Todo es muy simple. La vida, las horas y la ausencia. Hasta un niño lo entiende mientras juega. Ya están los adultos para recordárselo. «Venga, para casa». Entonces las cosas comienzan a torcerse. Será que las palabras lo complican todo, consiguen que el agua deje de ser agua y se convierta en un átomo de oxígeno y dos de hidrógeno, lluvia, riada. Qué raro. A la simplicidad se llega con la práctica o la inconsciencia. En ambos casos, el camino es largo. En ningún momento debe ser la meta.
«Mantenlo simple, estúpido», decía mi profesor de inglés. ¿Pero cómo? Nadie tenía una respuesta. Llegan los problemas con los años: ese «menos es más» carente de sentido, «quita lo que sobra para que emerja la escultura, cariño». Pasamos las estaciones dándole importancia a las pequeñas cosas, las mismas que lo hacen todo tan difícil. Tiene que ser la simplicidad la resolución de esa formula llena de variables, incógnitas y estrellas. A fin de cuentas, vivir consiste en nacer, ganar peso, reír mucho, llorar para regar las plantas y el olvido. Simple, pero cierto.

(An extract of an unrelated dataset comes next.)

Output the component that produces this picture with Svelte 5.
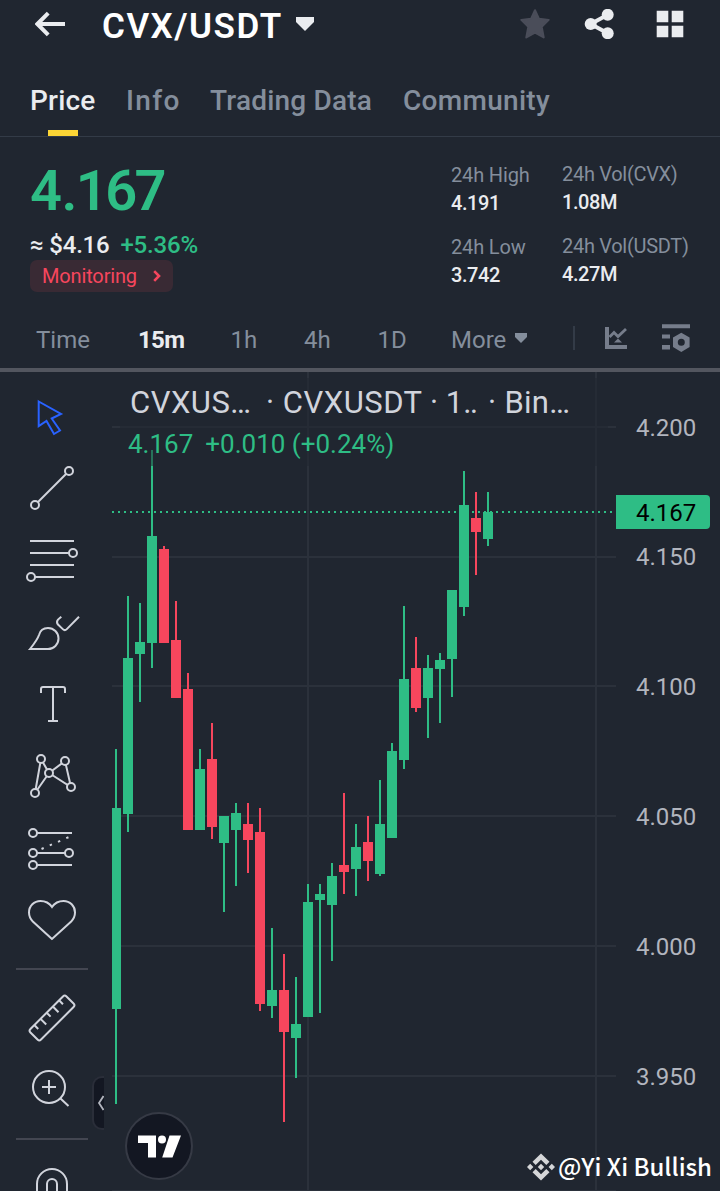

Si el universo es tan elemental y perfecto, ¿por qué ese rechazo de la simplicidad? Cuando algo fluye todos desconfían. Si el amor no cuesta trabajo entonces vale poco o menos. Tan sencillo, tan lleno de matices, tan parecido al romanescu, verdura entre el brócoli y la coliflor. Te lo comes y adiós a la ciencia del cocinero. Somos partículas elementales, por eso le tenemos tanto miedo al fuego y a las sombras. Y nos equivocamos otra vez. Fue tan simple.